La dieta può quasi raddoppiare il rischio di demenza: lo studio sugli alimenti cha causano infiammazione
Il legame tra alimentazione, infiammazione e demenza è ormai noto: ciò che mangiamo contribuisce a mettere il nostro corpo in uno stato di perenne infiammazione e questa condizione sul lungo periodo favorisce quei processi di neurodegenerazione che causano poi i sintomi tipici della demenza, compresa quella associata alla malattia di Alzheimer.
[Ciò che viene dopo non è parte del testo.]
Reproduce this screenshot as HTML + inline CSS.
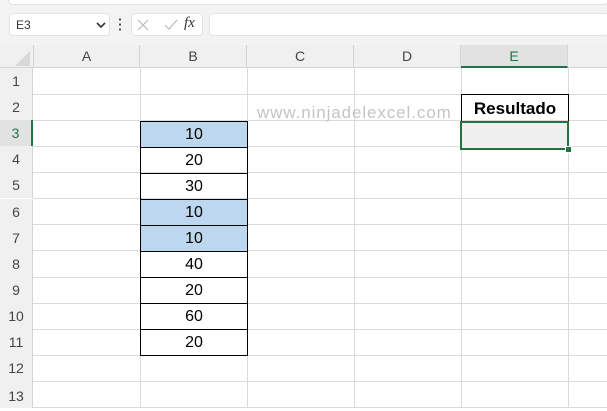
<html><head><style>
body{margin:0;width:607px;height:408px;overflow:hidden;background:#fff;font-family:"Liberation Sans",sans-serif;position:relative}
.top{position:absolute;left:0;top:0;width:607px;height:45px;background:#f3f3f3}
.strip{position:absolute;left:8px;top:0;width:599px;height:4px;background:#fff;border-radius:0 0 6px 6px;border:1px solid #e0e0e0;border-top:none}
.box{position:absolute;top:13px;height:23px;background:#fff;border-radius:4px;border:1px solid #e3e3e3;box-sizing:border-box}
.hdr{position:absolute;top:45px;height:23px;background:#f0f0f0;border-bottom:1px solid #d4d4d4;box-sizing:border-box}
.ch{position:absolute;top:45px;height:23px;line-height:23px;text-align:center;font-size:14px;color:#444;border-right:1px solid #d4d4d4;box-sizing:border-box}
.rh{position:absolute;left:0;width:33px;text-align:center;font-size:14px;color:#444;background:#f0f0f0;border-right:1px solid #d4d4d4;box-sizing:border-box}
.vl{position:absolute;top:68px;width:1px;height:340px;background:#dadada}
.hl{position:absolute;left:33px;width:574px;height:1px;background:#dadada}
.c{position:absolute;left:140px;width:108px;height:27px;border:1px solid #000;box-sizing:border-box;text-align:center;font-size:16px;line-height:25px;color:#000}
</style></head><body>
<div class="top"></div><div class="strip"></div>
<div class="box" style="left:9px;width:101px"><span style="position:absolute;left:6px;top:4px;font-size:12px;color:#333">E3</span><svg style="position:absolute;left:86px;top:8px" width="10" height="7"><path d="M1 1L5 5L9 1" stroke="#333" stroke-width="1.6" fill="none"/></svg></div>
<div style="position:absolute;left:119px;top:17px;width:2px;height:14px;background:radial-gradient(circle,#444 1px,transparent 1.2px) 0 0/2px 5px"></div>
<div class="box" style="left:131px;width:72px"><svg style="position:absolute;left:5px;top:5px" width="50" height="12"><path d="M1 1L11 11M11 1L1 11" stroke="#bbb" stroke-width="1.2"/><path d="M28 6L32 10L40 1" stroke="#bbb" stroke-width="1.2" fill="none"/></svg><span style="position:absolute;left:52px;top:1px;font-family:'Liberation Serif',serif;font-style:italic;font-size:15px;color:#333">fx</span></div>
<div class="box" style="left:209px;width:400px"></div>
<div class="hdr" style="left:0;width:607px"></div>
<svg style="position:absolute;left:14px;top:51px" width="18" height="16"><path d="M16 0L16 15L1 15Z" fill="#d8d8d8"/></svg>
<div class="ch" style="left:33px;width:107px;border-left:1px solid #d4d4d4">A</div>
<div class="ch" style="left:140px;width:107px">B</div>
<div class="ch" style="left:247px;width:107px">C</div>
<div class="ch" style="left:354px;width:107px">D</div>
<div class="ch" style="left:461px;width:107px;background:#e2e2e2;color:#217346;border-bottom:2px solid #217346">E</div>
<div class="vl" style="left:140px"></div><div class="vl" style="left:247px"></div><div class="vl" style="left:354px"></div><div class="vl" style="left:461px"></div><div class="vl" style="left:568px"></div>
<div class="rh" style="top:68px;height:26.1px;line-height:26px">1</div>
<div class="rh" style="top:94.1px;height:26.1px;line-height:26px">2</div>
<div class="rh" style="top:120.2px;height:26.1px;line-height:26px;background:#e2e2e2;color:#217346;border-right:2px solid #217346">3</div>
<div class="rh" style="top:146.3px;height:26.1px;line-height:26px">4</div>
<div class="rh" style="top:172.4px;height:26.1px;line-height:26px">5</div>
<div class="rh" style="top:198.5px;height:26.1px;line-height:26px">6</div>
<div class="rh" style="top:224.6px;height:26.1px;line-height:26px">7</div>
<div class="rh" style="top:250.7px;height:26.1px;line-height:26px">8</div>
<div class="rh" style="top:276.8px;height:26.1px;line-height:26px">9</div>
<div class="rh" style="top:302.9px;height:26.1px;line-height:26px">10</div>
<div class="rh" style="top:329px;height:26.1px;line-height:26px">11</div>
<div class="rh" style="top:355.1px;height:26.1px;line-height:26px">12</div>
<div class="rh" style="top:381.2px;height:27px;line-height:30px">13</div>
<div class="hl" style="top:94px"></div><div class="hl" style="top:120px"></div><div class="hl" style="top:146px"></div><div class="hl" style="top:172px"></div><div class="hl" style="top:198px"></div><div class="hl" style="top:224px"></div><div class="hl" style="top:250px"></div><div class="hl" style="top:277px"></div><div class="hl" style="top:303px"></div><div class="hl" style="top:329px"></div><div class="hl" style="top:355px"></div><div class="hl" style="top:381px"></div><div class="hl" style="top:407px"></div>
<div style="position:absolute;left:257px;top:103px;font-size:17px;color:#c4c4c4;letter-spacing:0.9px">www.ninjadelexcel.com</div>
<div class="c" style="top:121px;background:#bdd7ee">10</div>
<div class="c" style="top:147px">20</div>
<div class="c" style="top:173px">30</div>
<div class="c" style="top:199px;background:#bdd7ee">10</div>
<div class="c" style="top:225px;background:#bdd7ee">10</div>
<div class="c" style="top:251px">40</div>
<div class="c" style="top:277px">20</div>
<div class="c" style="top:303px">60</div>
<div class="c" style="top:329px">20</div>
<div style="position:absolute;left:461px;top:94px;width:108px;height:28px;border:1px solid #000;box-sizing:border-box;text-align:center;font-weight:bold;font-size:17px;line-height:28px">Resultado</div>
<div style="position:absolute;left:460px;top:121px;width:109px;height:29px;border:2px solid #217346;box-sizing:border-box;background:#efefef"></div>
<div style="position:absolute;left:565px;top:146px;width:5px;height:5px;background:#217346;border:1px solid #fff"></div>
</body></html>
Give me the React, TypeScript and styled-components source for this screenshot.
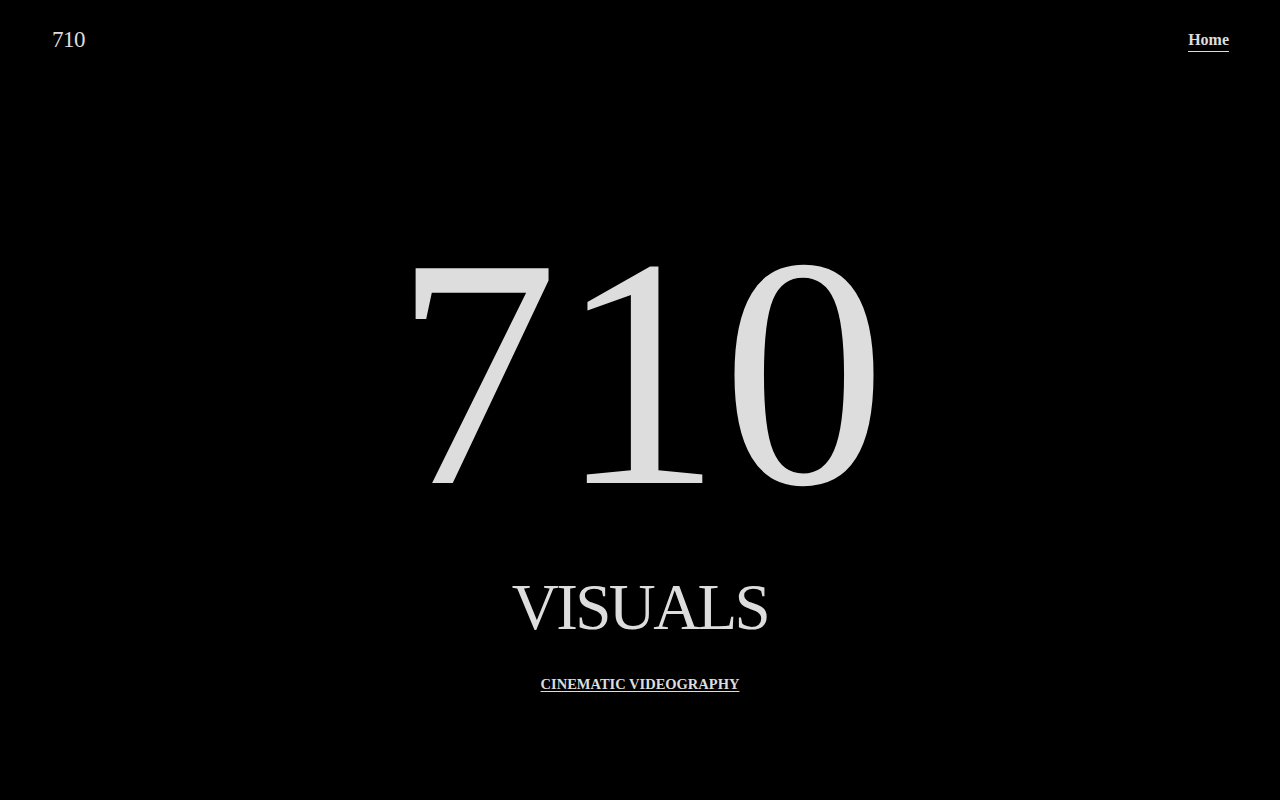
import React from 'react'
import styled, { createGlobalStyle } from 'styled-components'

const GlobalStyle = createGlobalStyle`
  html, body {
    margin: 0;
    padding: 0;
    background: #000;
  }
  body {
    font-family: 'Liberation Serif', 'Times New Roman', serif;
    color: #dddddd;
  }
`

const Page = styled.div`
  min-height: 800px;
  display: flex;
  flex-direction: column;
  background: #000;
`

const Header = styled.header`
  display: flex;
  justify-content: space-between;
  align-items: center;
  padding: 24px 51px 0 52px;
  height: 32px;
`

const Logo = styled.div`
  font-size: 23px;
  letter-spacing: -0.02em;
  color: #dddddd;
`

const NavLink = styled.a`
  font-size: 16px;
  font-weight: bold;
  color: #dddddd;
  text-decoration: none;
  border-bottom: 1px solid #dddddd;
  padding-bottom: 3px;
`

const Hero = styled.main`
  display: flex;
  flex-direction: column;
  align-items: center;
  padding-top: 153px;
`

const BigNumber = styled.h1`
  margin: 0;
  font-weight: normal;
  font-size: 328px;
  line-height: 1;
  letter-spacing: 0;
  color: #dddddd;
`

const Title = styled.h2`
  margin: 38px 0 0;
  font-weight: normal;
  font-size: 65px;
  line-height: 1;
  letter-spacing: -0.04em;
  color: #dddddd;
`

const Tagline = styled.a`
  margin-top: 36px;
  font-size: 14.5px;
  font-weight: bold;
  color: #dddddd;
  text-decoration: underline;
  text-underline-offset: 2px;
`

export default function App() {
  return (
    <Page>
      <GlobalStyle />
      <Header>
        <Logo>710</Logo>
        <nav>
          <NavLink href="#">Home</NavLink>
        </nav>
      </Header>
      <Hero>
        <BigNumber>710</BigNumber>
        <Title>VISUALS</Title>
        <Tagline href="#">CINEMATIC VIDEOGRAPHY</Tagline>
      </Hero>
    </Page>
  )
}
Anche se tra alimentazione e rischio di demenza non c'è un rapporto diretto di causa-effetto, capire esattamente quanto l'una influenzi l'altro resta però fondamentale per provare a invertire, o almeno a rallentare, il continuo aumento dei casi di demenza, un fenomeno destinato a crescere di anno in anno. Secondo l'Organizzazione Mondiale della Sanità (Oms), nel 2050 ci saranno più di 250 milioni di persone affette da demenza.
Ora un nuovo studio è riuscito a calcolare quanto una dieta ricca di alimenti pro-infiammatori possa aumentare il rischio di demenza: le stime effettuate su una platea di oltre 1.400 partecipanti monitorati per più di 20 anni hanno rivelato fino all'84% di rischio in più associato a una dieta infiammatoria. Parliamo di un rischio quasi doppio.
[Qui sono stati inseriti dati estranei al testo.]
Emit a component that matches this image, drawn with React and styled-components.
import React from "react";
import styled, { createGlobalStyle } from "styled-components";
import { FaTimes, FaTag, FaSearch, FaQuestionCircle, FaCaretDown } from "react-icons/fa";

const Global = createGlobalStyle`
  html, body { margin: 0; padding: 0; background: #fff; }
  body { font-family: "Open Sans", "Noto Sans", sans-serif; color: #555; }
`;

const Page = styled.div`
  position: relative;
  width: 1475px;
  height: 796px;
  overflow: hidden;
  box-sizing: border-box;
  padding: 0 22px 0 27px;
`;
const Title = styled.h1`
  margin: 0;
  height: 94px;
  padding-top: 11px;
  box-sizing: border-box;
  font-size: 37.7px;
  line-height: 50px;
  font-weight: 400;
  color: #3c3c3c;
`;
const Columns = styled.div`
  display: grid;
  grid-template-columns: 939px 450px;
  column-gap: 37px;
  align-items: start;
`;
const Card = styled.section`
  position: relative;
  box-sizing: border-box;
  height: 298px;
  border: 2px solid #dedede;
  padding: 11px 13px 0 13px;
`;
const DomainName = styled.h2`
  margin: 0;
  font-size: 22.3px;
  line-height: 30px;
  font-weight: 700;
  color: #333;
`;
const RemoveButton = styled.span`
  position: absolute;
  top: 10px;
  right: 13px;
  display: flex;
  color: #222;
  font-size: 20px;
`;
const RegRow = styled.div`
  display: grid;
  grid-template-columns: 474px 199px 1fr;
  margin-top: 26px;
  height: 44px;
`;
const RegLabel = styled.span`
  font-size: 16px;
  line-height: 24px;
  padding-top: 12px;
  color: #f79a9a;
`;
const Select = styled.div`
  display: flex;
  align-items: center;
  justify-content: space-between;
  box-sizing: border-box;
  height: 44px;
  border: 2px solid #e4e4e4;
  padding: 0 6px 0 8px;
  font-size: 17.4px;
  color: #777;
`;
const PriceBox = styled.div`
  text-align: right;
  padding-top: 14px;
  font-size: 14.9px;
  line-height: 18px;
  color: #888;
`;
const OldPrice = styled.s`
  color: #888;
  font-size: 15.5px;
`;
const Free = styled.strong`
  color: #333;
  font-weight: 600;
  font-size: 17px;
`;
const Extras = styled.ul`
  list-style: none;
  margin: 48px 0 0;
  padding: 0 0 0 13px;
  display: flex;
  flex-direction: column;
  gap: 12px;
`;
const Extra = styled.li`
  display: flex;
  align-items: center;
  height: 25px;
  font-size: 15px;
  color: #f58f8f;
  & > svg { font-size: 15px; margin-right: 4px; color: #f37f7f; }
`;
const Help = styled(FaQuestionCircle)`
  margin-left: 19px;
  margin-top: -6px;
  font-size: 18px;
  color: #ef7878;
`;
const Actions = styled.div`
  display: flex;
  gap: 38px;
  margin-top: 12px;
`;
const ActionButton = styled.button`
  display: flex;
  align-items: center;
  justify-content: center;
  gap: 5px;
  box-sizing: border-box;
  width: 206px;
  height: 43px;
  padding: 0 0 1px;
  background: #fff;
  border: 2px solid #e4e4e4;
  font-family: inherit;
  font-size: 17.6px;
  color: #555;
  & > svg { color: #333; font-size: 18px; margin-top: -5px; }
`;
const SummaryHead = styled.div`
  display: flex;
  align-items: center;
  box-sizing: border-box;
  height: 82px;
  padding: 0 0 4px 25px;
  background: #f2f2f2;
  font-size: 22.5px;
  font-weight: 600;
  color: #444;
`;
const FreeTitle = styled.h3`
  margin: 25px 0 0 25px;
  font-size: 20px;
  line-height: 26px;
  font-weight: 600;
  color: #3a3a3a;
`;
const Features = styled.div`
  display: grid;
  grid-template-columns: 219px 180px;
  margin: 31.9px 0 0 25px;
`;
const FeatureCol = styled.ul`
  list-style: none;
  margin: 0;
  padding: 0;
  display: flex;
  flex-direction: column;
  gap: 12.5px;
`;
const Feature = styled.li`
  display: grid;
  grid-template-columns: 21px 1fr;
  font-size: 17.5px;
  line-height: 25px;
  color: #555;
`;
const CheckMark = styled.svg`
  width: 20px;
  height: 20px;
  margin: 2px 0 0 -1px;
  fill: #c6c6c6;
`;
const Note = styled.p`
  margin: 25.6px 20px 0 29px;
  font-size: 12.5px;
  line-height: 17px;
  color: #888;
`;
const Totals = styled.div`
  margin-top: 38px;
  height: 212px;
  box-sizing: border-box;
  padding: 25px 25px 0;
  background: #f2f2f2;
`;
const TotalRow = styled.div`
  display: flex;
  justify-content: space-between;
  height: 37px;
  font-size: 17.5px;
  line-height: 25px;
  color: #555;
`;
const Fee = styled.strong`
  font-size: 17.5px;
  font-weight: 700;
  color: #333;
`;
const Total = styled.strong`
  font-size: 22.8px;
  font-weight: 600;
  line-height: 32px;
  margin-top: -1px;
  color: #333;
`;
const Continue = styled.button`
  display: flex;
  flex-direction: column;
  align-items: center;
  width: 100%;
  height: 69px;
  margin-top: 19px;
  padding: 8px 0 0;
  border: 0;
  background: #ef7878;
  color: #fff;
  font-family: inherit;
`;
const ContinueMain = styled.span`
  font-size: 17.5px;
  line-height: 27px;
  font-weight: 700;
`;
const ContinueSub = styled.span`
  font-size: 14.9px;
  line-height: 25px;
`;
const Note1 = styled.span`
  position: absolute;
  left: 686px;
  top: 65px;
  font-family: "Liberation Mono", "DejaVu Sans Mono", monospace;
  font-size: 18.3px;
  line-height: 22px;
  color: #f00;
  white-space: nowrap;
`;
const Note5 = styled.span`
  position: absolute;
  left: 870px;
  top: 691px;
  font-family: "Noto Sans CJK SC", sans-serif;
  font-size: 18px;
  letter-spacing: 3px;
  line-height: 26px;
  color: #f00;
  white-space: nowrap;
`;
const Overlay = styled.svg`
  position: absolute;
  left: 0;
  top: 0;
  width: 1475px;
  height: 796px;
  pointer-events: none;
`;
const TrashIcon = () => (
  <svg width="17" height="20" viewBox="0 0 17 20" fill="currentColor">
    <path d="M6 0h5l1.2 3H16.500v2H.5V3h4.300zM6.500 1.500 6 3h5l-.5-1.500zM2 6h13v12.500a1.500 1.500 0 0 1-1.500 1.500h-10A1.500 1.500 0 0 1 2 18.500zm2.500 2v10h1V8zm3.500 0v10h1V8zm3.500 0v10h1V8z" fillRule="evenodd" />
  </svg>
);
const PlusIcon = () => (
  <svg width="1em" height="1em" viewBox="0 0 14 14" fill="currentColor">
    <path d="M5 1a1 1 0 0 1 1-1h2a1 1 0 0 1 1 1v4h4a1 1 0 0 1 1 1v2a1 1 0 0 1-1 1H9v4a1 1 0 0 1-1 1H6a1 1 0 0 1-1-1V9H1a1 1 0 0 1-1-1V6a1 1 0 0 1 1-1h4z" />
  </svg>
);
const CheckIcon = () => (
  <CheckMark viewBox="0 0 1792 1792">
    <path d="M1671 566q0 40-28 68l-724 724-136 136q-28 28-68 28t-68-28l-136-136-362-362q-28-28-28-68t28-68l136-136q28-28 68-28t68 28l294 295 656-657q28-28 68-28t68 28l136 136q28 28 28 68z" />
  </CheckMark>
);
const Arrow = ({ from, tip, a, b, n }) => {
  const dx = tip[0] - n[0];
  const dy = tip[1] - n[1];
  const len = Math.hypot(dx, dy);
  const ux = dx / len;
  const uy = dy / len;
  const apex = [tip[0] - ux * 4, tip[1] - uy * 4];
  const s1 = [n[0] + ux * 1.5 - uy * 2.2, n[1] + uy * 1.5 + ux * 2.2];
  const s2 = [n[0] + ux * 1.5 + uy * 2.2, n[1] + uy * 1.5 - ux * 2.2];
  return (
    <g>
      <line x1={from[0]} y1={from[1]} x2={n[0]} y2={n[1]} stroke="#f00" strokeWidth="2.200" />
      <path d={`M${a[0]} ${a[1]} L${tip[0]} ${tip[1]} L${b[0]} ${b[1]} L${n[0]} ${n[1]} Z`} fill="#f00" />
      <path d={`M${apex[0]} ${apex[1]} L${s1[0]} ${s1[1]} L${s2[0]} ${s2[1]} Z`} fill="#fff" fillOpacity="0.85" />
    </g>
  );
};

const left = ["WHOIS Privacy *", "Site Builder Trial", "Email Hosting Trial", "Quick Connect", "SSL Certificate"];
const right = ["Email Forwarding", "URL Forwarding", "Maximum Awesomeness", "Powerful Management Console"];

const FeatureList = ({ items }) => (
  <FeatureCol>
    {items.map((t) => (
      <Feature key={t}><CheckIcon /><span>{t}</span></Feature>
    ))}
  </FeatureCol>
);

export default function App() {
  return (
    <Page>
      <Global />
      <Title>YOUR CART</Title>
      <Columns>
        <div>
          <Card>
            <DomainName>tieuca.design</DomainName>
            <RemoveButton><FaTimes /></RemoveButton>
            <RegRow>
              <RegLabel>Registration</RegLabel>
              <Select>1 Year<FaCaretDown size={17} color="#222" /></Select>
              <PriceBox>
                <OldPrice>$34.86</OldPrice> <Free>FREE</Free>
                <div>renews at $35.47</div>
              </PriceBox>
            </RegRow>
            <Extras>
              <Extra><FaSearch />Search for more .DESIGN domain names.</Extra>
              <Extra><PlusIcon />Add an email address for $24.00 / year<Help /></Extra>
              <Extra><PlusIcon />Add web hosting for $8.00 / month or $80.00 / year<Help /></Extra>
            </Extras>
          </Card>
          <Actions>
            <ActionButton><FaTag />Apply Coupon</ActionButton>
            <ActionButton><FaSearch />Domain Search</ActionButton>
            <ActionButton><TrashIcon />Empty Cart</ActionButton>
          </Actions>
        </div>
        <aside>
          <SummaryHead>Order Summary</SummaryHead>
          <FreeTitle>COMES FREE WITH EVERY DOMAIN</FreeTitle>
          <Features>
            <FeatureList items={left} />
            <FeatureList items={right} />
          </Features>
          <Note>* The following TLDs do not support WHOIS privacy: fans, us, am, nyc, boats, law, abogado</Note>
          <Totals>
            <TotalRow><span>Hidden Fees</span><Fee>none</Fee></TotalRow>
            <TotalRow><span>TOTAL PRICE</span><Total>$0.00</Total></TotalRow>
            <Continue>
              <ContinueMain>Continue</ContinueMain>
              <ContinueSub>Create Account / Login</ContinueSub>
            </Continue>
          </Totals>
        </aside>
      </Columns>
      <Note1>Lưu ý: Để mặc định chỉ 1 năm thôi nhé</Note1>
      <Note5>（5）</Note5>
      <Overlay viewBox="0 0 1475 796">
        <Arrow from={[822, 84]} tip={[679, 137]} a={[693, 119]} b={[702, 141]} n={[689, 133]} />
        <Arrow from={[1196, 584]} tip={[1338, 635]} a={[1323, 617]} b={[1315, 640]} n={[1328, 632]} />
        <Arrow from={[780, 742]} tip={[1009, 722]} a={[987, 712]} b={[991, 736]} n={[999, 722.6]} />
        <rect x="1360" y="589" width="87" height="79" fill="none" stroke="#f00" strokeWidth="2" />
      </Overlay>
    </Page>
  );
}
Lo studio su alimentazione e demenza
Sulla scia di precedenti studi che hanno confermato come alcune diete alimentari più di altre possano proteggere il cervello umano dagli effetti dei processi infiammatori, un gruppo di ricercatori del Glenn Biggs Institute for Alzheimer's & Neurodegenerative Diseases dell'UT Health San Antonio, della Boston University School of Medicine e del Framingham Heart Study ha indagato l'associazione tra infiammazione da fattori alimentari e la comparsa della malattia a distanza di anni.
Per farlo hanno utilizzato il Dietary Inflammatory Index (DII), ovvero l'indice infiammatorio dietetico, uno strumento standardizzato che misura il potenziale infiammatorio di una determinata dieta. Per conoscere l'alimentazione degli 1.487 partecipanti, che all'inizio dello studio avevano 60 o più anni e nessun segnale di demenza, i ricercatori hanno utilizzato dei questionari somministrati loro in tre momenti (1991-1995, 1995-1998 e 1998-2001) a distanza di anni.
Cosa rende una dieta infiammatoria
A ogni dieta è stato associato un punteggio di DII in base a 36 parametri, divisi in pro-infiammatori e anti-infiammatori. Nel primo gruppo rientrano ad esempio la presenza nella dieta di fibre, vitamine A, C, D, E e del gruppo B6, acido folico, magnesio, ma anche di alimenti specifici come aglio, tè verde o nero e pepe. Sono invece considerati pro-infiammatori altri parametri come la presenza di vitamine B12, ferro, carboidrati, colesterolo, apporto energetico totale, proteine, grassi saturi e grassi totali. Maggiore è il punteggio sull'indice infiammatorio dietetico, più la dieta è considerata infiammatoria.
Dopo un periodo di follow-up di 22,3 anni, 246 partecipanti avevano sviluppato forme di demenza, di cui 187 l'Alzheimer. Ne è emerso che i partecipanti con le diete più pro-infiammatorie (punteggi DII più alti) avevano un rischio maggiore di ammalarsi.
Non solo, la differenza nel rischio tra il gruppo con i punteggi più elevati e quello con i punteggi più bassi, e quindi le diete più anti-infiammatorie, era davvero considerevole, pari all'84% in più. Questo significa che una dieta ricca di alimenti infiammatori potrebbe quasi raddoppiare il rischio di demenza rispetto a una ricca di alimenti anti-infiammatori. Un dato che secondo i ricercatori potrebbe essere utilizzato per elaborare strategie che possono contribuire a prevenire la demenza tardiva.